I’ve done some pretty terrible and painful things to other people and to myself in the name of “being cool”. One of those things I did when I was roughly the age of my son that still haunts me from time to time. My best friend in elementary and I had decided to be locker partners in middle school, we had bought the mirrors and other things in which to adorn our shared locker. But that summer I started hanging out with someone else more. She seemed so cool and didn’t have the elementary baggage that my other friend had (by the way, none of this is on the middle school friend-she continues to be one of the kindest, most compassionate people I know) so a week before middle school started I called my elementary friend to let her know I was changing things up and would no longer be sharing a locker with her. How she forgave me for that (and many, many other things) over the years and continues to be a friend I have no idea.

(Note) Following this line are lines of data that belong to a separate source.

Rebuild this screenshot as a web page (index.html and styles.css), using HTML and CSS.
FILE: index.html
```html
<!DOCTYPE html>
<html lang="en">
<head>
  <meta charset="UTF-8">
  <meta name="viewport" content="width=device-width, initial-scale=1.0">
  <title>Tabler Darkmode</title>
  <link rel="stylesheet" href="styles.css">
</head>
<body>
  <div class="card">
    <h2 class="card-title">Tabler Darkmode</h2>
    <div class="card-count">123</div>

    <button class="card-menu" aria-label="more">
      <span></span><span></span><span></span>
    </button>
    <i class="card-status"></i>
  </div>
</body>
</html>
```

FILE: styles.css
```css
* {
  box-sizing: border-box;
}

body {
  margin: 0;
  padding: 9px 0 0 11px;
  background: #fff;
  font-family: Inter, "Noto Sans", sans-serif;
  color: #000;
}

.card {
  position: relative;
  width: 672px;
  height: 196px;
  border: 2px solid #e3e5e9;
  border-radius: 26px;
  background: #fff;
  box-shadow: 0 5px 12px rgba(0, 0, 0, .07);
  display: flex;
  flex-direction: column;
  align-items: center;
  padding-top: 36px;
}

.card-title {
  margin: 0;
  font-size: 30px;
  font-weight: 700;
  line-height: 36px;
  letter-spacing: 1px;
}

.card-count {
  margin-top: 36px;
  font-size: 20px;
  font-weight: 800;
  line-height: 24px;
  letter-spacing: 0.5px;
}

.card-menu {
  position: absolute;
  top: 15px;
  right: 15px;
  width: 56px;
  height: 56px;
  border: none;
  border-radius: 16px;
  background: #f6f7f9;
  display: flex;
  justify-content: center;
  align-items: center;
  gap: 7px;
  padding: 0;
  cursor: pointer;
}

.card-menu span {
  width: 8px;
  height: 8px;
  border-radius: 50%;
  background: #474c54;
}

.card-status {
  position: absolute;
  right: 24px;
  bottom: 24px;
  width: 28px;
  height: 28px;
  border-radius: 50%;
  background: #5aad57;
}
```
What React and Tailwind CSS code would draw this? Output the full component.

And honestly, as I got older, the stakes were higher and so were the MIstakes. The need to be loved and adored was so acute I hurt people so deeply that some, rightfully so, haven’t forgiven me since.

Last night I related all of this to my son and told him, “Do you know why I fell so hard for your dad? He showed up to our first date in clothes from Goodwill and shoes made of duct tape. He was the first person I ever knew to be so completely him all the time. Your dad has never put much thought into what people think of him and yet people love your dad. They are so devoted to him because they know the person they are claiming their devotion. They know it’s not going to shift and change depending on the season-your dad is your dad-take him or leave him.”

Then I reminded him that we aren’t expecting an overnight success in his ability to just be ok with dropping the masks and showing the world just who he is. We are ever evolving humans after all and, though Zach has inspired me to drop all of my masks since the day I met him, I continue to struggle with the old demons from time to time. That struggle is the reason I got “I am God’s beloved” tattooed on my collarbone-it’s a daily reminder that no matter how badly I’ve effed it all up (and woof are there some doozies in there) I am so completely and incomprehensibly loved.

And so is he. Because, as I told him, the people who will be put off by the real him were never meant to be in his life in the first place. And the people drawn to him? Those will be the people who will live and die for him. Those are the only people he needs to worry about doing right by.

I slept so poorly last night because I just kept thinking of ways in which I could save all of my kids, this son in particular, from making the same mistakes I’ve made in my life. I longed a little for the days when I was terrified of outlets and steps rather than BIG feelings like self acceptance and people pleasing gone too far. The risk feels greater now, the repercussions heavier. It’s impossible to know whether I’m doing the right thing as a mom now that my kids are becoming fully formed young adults before my eyes but every night I fall asleep knowing I did my very best and will apologize in the morning for the ways in which I fell short.

The risk is indeed greater but so is the reward. Getting to know my 5 on a personal level is one of the coolest experiences of my life. It’s so humbling to watch them wrestle with the same things I did at their age and so gratifying to watch them beat the beasts that took me so much longer to conquer.

Last night I looked my son in the eyes and said, “God made you so perfectly, son, I am so in awe of how wonderful you are. I love you so much there is absolutely nothing you could do to stifle that and nothing you could wear to make that love any bigger. Let’s show everyone else the son I get to see-they will be awestruck by the awesome.”

He smiled and went to bed and as he did I realized I was talking to myself, too.